#!/usr/bin/env python3
"""
淘宝终极爬虫 - 性能测试脚本
在无Cookie情况下测试程序的健壮性和性能指标
"""

import os
import sys
import time
import json
import logging
from datetime import datetime
import subprocess

# 配置日志
log_file = f"performance_test_{datetime.now().strftime('%Y%m%d_%H%M%S')}.log"
logging.basicConfig(
    level=logging.INFO,
    format='%(asctime)s [%(levelname)s] %(message)s',
    handlers=[
        logging.FileHandler(log_file, encoding='utf-8'),
        logging.StreamHandler()
    ]
)
logger = logging.getLogger(__name__)


def test_scraper_initialization():
    """测试1: 爬虫初始化性能"""
    logger.info("="*70)
    logger.info("测试1: 爬虫初始化性能")
    logger.info("="*70)

    start = time.time()

    try:
        # 测试导入和初始化
        cmd = [
            'python', 'taobao_ultimate_scraper.py',
            '-k', '测试关键词',
            '--delay', '1'
        ]

        result = subprocess.run(
            cmd,
            capture_output=True,
            text=True,
            timeout=60
        )

        init_time = time.time() - start

        logger.info(f"✓ 初始化耗时: {init_time:.2f}秒")

        # 分析输出
        output = result.stdout + result.stderr

        if "undetected-chromedriver" in output:
            logger.info("✓ undetected-chromedriver加载成功")

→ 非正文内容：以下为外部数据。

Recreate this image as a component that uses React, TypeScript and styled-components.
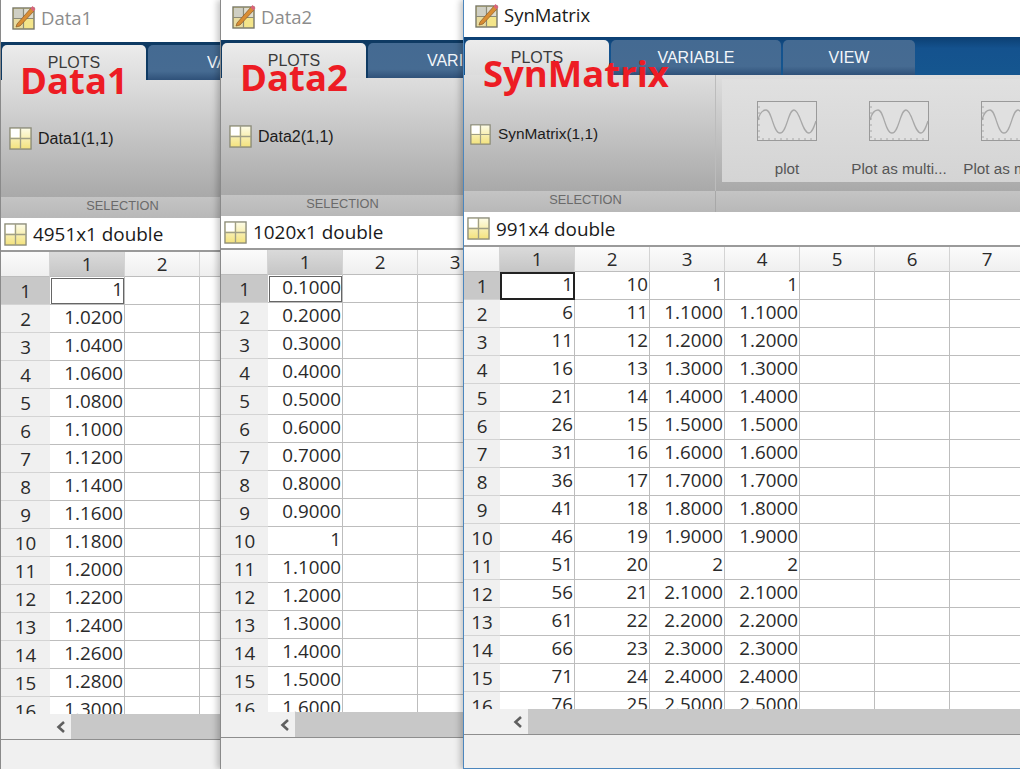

        if "Driver初始化成功" in output:
            logger.info("✓ Driver初始化成功")

        if "Cookie文件不存在" in output or "需要手动登录" in output:
            logger.info("⚠ Cookie不存在(预期行为)")

        return {
            'test': '初始化性能',
            'time': init_time,
            'status': 'success' if init_time < 10 else 'slow'
        }

    except subprocess.TimeoutExpired:
        logger.error("✗ 初始化超时")
        return {'test': '初始化性能', 'time': 60, 'status': 'timeout'}
    except Exception as e:
        logger.error(f"✗ 初始化失败: {e}")
        return {'test': '初始化性能', 'time': 0, 'status': 'failed'}


def test_cli_interface():
    """测试2: CLI接口完整性"""
    logger.info("\n" + "="*70)
    logger.info("测试2: CLI接口完整性")
    logger.info("="*70)

    tests = [
        {
            'name': '帮助信息',
            'cmd': ['python', 'taobao_ultimate_scraper.py', '-h'],
            'expected': ['usage:', 'keywords', 'pages']
        },
        {
            'name': '版本检查',
            'cmd': ['python', '-c', 'import undetected_chromedriver; print("OK")'],
            'expected': ['OK']
        },
        {
            'name': 'Selenium检查',
            'cmd': ['python', '-c', 'from selenium import webdriver; print("OK")'],
            'expected': ['OK']
        }
    ]

    results = []

    for test in tests:
        try:
            result = subprocess.run(
                test['cmd'],
                capture_output=True,
                text=True,
                timeout=10
            )

            output = result.stdout + result.stderr
            passed = all(exp in output for exp in test['expected'])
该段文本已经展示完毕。